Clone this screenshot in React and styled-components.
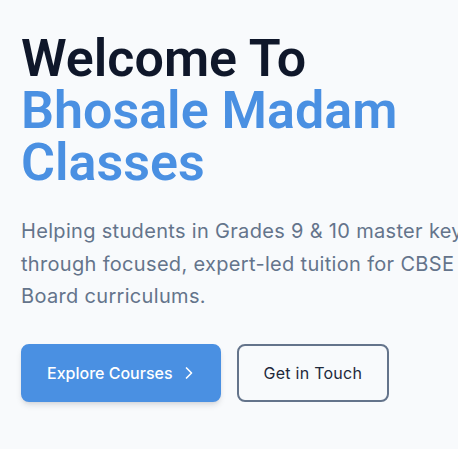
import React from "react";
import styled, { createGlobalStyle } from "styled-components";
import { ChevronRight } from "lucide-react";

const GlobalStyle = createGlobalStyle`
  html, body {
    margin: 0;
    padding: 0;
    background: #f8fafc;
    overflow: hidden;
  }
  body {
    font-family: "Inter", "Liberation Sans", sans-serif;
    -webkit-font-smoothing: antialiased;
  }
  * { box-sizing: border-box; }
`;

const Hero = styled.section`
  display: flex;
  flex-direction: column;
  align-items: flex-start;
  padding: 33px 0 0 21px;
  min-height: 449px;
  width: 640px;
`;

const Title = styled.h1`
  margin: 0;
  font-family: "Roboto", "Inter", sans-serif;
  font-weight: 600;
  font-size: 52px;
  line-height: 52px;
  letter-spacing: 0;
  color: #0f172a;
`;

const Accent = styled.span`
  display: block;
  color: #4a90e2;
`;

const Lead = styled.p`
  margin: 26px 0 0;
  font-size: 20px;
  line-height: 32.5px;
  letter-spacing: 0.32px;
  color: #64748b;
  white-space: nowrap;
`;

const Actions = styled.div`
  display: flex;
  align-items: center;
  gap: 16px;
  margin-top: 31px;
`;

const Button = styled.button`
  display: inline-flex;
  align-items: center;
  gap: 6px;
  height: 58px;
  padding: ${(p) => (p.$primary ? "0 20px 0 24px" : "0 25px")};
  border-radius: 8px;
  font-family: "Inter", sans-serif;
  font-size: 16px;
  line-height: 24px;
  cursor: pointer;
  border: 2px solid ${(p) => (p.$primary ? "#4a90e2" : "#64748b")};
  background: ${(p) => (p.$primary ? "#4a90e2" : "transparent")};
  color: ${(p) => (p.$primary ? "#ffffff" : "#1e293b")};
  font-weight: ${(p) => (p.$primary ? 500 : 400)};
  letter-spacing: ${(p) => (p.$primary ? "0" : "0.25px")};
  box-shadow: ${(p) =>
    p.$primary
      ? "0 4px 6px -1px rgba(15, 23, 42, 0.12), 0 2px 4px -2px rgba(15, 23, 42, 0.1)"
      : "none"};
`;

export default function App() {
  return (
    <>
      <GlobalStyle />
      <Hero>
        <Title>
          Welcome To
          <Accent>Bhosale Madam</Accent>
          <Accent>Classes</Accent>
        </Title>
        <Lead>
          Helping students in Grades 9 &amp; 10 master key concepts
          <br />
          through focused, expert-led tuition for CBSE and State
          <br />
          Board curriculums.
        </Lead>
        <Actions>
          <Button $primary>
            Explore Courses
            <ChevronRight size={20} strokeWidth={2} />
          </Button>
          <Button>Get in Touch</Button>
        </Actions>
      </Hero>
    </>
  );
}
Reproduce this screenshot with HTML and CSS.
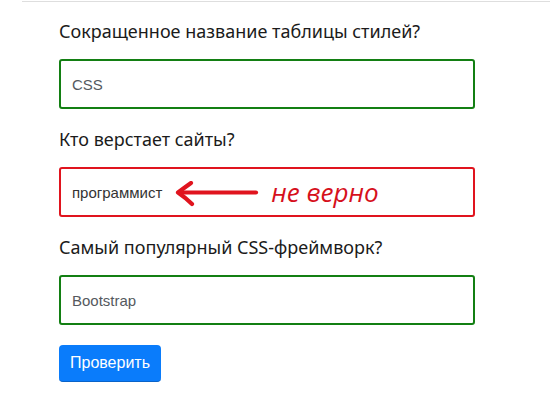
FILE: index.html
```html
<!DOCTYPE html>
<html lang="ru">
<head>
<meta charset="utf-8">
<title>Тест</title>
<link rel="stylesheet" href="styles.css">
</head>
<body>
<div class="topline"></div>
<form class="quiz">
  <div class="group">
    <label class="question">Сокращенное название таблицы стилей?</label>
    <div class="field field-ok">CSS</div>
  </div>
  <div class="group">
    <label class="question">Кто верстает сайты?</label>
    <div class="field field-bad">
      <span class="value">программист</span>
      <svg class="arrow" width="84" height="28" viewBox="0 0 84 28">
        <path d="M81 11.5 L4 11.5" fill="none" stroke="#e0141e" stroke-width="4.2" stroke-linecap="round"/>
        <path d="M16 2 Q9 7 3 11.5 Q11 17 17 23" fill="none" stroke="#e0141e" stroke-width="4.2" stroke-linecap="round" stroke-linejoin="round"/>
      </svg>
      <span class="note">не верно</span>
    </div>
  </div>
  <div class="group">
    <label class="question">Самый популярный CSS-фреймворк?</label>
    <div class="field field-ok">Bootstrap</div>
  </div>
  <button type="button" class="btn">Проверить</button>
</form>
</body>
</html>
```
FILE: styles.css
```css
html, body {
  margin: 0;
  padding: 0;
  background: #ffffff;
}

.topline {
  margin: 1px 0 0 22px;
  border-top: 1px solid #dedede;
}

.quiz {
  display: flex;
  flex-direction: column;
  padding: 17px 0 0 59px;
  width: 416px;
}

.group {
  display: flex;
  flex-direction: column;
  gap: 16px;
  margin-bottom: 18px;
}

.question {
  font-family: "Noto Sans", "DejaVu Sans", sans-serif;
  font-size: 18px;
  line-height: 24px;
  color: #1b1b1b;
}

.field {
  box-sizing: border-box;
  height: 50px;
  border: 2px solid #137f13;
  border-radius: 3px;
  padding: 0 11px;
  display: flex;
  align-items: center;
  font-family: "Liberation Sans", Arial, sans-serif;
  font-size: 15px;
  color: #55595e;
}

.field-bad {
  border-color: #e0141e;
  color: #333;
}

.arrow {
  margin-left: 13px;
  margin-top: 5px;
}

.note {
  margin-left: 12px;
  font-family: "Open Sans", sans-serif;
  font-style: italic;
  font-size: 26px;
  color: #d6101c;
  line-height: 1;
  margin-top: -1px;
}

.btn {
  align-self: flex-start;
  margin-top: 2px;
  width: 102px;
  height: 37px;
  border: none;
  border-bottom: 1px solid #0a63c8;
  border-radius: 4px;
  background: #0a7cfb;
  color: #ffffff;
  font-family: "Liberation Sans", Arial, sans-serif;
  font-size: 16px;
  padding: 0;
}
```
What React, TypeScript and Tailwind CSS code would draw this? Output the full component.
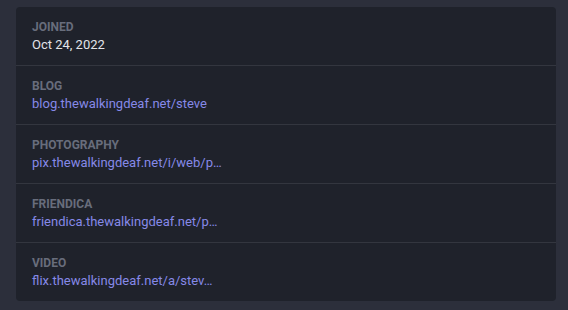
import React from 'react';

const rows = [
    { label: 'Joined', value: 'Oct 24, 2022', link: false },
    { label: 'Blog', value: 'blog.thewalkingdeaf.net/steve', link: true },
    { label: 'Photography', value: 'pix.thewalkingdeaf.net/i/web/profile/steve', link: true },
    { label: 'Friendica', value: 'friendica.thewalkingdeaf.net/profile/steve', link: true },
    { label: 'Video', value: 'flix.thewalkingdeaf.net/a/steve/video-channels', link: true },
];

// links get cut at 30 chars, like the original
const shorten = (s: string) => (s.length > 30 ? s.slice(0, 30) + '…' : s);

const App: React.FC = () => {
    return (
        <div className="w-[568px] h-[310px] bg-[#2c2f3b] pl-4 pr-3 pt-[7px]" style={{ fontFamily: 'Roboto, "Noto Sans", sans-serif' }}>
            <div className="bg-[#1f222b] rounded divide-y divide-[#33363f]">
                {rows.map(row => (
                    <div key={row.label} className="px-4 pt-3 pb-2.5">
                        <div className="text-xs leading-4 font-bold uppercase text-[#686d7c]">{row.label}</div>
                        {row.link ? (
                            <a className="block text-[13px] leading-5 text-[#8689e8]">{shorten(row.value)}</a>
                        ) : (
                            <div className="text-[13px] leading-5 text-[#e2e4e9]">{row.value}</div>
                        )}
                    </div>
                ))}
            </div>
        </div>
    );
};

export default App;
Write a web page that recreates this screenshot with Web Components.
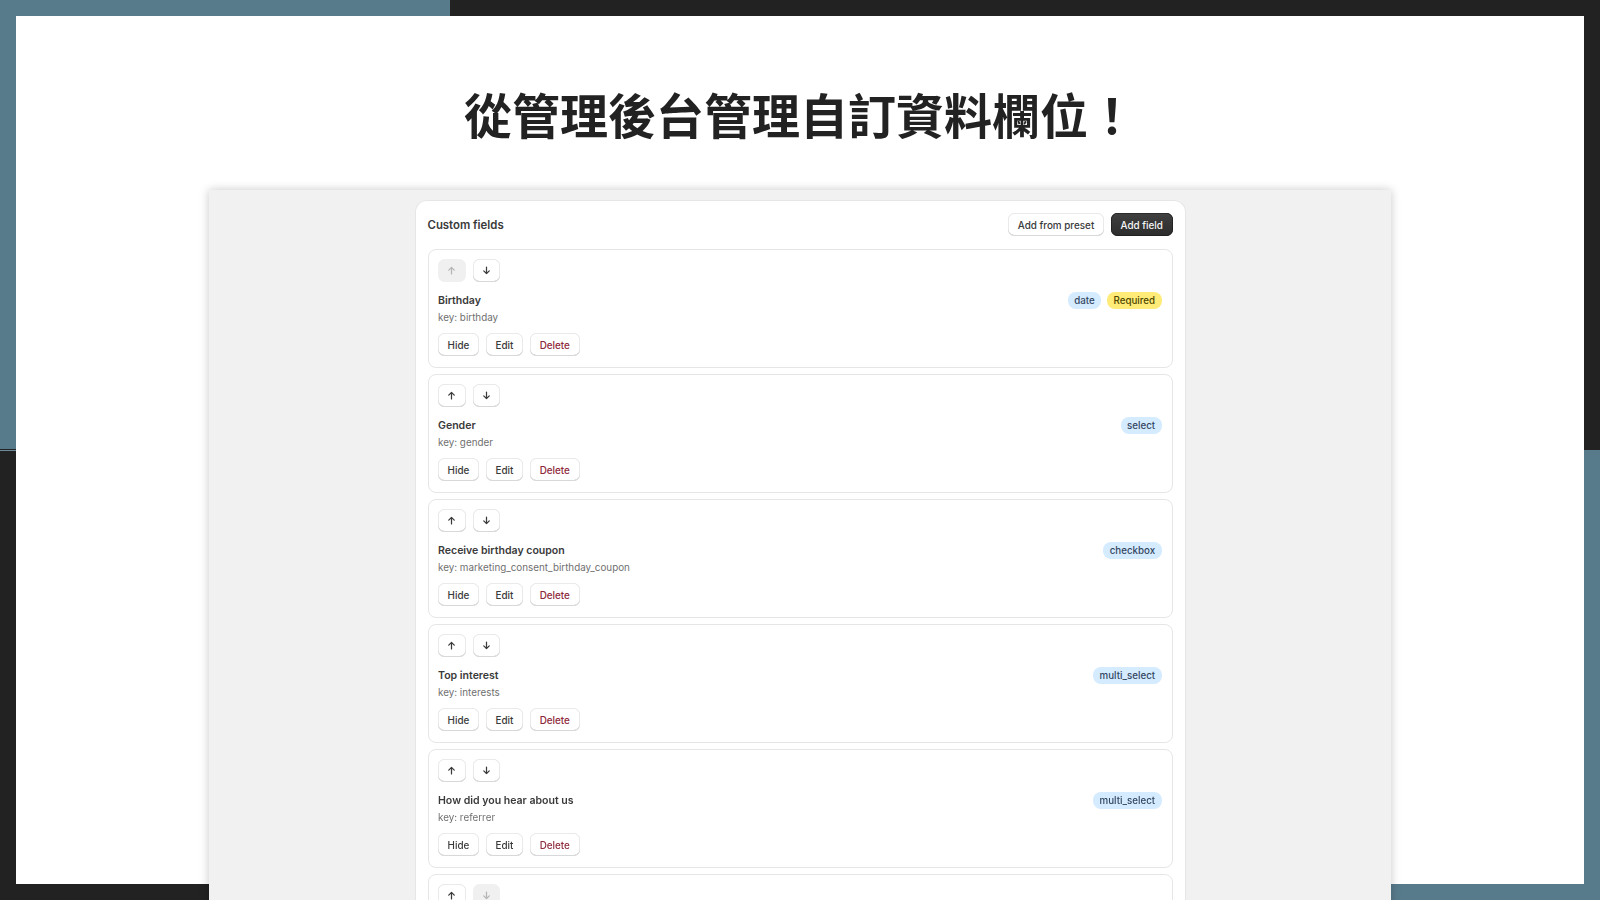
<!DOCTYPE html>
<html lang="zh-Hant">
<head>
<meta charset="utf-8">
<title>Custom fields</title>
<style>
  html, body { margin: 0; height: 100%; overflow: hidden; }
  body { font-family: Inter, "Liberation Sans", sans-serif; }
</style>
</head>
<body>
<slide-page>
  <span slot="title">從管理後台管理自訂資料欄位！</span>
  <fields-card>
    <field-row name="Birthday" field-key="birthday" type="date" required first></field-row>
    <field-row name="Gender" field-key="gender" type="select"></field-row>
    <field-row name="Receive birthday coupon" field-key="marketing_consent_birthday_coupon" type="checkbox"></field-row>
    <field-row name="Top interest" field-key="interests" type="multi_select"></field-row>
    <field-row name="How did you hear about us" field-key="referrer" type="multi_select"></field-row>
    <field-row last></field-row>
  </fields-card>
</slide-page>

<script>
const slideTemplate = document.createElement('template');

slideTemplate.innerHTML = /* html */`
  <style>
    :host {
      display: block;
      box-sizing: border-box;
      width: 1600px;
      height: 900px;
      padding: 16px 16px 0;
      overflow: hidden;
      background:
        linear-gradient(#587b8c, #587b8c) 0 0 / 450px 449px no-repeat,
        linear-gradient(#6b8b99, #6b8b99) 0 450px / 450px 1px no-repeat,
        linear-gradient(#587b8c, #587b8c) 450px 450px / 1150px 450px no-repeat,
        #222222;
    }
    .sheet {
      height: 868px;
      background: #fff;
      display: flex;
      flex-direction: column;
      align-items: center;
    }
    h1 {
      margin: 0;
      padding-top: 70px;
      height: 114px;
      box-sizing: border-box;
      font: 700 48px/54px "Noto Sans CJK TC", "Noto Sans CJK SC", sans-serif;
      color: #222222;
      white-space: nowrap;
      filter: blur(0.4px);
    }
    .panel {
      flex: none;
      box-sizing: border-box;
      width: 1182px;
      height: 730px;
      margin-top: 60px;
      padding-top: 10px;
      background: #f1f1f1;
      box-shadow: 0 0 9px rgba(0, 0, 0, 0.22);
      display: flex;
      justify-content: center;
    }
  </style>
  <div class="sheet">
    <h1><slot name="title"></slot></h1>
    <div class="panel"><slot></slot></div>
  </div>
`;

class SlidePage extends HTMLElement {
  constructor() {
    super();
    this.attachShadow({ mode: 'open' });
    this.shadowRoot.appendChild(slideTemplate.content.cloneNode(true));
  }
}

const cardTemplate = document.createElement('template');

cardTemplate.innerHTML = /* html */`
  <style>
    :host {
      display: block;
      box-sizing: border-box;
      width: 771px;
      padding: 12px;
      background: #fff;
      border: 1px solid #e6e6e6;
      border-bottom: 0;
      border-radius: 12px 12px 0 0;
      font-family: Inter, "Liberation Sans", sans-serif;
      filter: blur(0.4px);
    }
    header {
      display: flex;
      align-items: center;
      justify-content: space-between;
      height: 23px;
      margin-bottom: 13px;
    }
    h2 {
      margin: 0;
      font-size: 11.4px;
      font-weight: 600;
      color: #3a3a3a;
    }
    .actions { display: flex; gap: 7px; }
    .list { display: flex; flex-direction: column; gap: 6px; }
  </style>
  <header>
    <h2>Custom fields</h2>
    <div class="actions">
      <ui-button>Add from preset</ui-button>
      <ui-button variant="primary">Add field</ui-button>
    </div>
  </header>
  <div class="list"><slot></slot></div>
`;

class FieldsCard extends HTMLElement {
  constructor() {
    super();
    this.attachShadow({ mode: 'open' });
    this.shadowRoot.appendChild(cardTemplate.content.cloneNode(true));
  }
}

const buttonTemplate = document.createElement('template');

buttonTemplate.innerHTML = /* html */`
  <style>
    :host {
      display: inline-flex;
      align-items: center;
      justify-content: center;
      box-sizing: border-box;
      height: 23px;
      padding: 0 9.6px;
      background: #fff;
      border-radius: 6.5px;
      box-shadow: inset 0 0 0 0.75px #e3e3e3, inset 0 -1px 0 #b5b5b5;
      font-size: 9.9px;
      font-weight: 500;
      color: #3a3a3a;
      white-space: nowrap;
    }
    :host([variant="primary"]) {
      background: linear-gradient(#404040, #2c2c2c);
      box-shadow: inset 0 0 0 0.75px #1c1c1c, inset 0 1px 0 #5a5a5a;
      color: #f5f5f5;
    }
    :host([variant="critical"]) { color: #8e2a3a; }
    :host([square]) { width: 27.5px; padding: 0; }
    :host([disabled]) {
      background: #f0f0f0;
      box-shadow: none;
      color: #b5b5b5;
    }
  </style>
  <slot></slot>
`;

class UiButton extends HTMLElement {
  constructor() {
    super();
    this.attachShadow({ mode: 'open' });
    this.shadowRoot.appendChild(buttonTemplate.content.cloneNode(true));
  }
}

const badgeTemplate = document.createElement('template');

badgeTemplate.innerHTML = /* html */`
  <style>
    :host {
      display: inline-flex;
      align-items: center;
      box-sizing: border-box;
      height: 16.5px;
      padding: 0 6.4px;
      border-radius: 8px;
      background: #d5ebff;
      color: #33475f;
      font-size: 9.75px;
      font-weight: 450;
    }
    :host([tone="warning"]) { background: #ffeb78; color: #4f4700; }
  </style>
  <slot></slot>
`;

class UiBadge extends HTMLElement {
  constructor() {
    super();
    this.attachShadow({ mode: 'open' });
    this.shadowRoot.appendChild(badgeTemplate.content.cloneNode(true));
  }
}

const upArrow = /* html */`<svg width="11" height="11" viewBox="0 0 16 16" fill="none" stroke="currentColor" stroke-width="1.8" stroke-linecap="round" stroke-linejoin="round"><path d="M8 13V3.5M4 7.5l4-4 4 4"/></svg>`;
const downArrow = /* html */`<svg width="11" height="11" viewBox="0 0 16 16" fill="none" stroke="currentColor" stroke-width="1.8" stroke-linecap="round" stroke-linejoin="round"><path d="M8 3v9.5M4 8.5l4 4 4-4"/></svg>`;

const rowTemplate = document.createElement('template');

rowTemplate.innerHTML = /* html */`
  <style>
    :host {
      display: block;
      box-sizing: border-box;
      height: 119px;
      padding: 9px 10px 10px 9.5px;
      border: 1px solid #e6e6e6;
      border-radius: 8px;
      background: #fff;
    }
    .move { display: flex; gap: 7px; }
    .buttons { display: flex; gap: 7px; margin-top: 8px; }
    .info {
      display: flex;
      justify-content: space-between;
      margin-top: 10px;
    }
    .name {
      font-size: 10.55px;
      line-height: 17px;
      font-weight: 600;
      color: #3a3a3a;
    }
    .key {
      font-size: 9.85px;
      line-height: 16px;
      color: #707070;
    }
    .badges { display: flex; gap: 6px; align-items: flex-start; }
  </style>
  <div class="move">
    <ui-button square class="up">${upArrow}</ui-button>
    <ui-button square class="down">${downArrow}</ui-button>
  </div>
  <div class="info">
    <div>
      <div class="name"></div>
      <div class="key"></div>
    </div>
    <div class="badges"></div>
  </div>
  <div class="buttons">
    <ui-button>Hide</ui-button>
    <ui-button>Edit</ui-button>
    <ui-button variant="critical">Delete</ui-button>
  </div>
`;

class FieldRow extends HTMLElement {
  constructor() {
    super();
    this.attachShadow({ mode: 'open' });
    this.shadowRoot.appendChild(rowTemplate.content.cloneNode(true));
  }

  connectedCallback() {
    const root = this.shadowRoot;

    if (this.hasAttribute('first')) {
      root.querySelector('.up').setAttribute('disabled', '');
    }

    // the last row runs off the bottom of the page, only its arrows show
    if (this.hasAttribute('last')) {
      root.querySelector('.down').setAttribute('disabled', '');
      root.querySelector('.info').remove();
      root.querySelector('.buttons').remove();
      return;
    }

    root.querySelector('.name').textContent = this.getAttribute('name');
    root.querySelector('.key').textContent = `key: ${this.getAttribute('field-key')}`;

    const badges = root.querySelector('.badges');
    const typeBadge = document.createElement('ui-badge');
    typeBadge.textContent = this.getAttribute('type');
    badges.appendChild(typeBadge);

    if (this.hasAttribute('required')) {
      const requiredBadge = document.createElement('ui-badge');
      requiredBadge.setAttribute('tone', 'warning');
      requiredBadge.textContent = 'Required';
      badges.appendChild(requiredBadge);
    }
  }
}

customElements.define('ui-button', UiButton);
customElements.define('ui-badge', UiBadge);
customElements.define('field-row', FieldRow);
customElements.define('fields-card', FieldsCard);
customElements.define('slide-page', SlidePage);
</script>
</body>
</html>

* Request *
Check every line of the data above for the string "styled", and copy those that have it.

* Reply to the exercise *
Clone this screenshot in React and styled-components.
import styled, { createGlobalStyle } from "styled-components";
const Hero = styled.section`
const Title = styled.h1`
const Accent = styled.span`
const Lead = styled.p`
const Actions = styled.div`
const Button = styled.button`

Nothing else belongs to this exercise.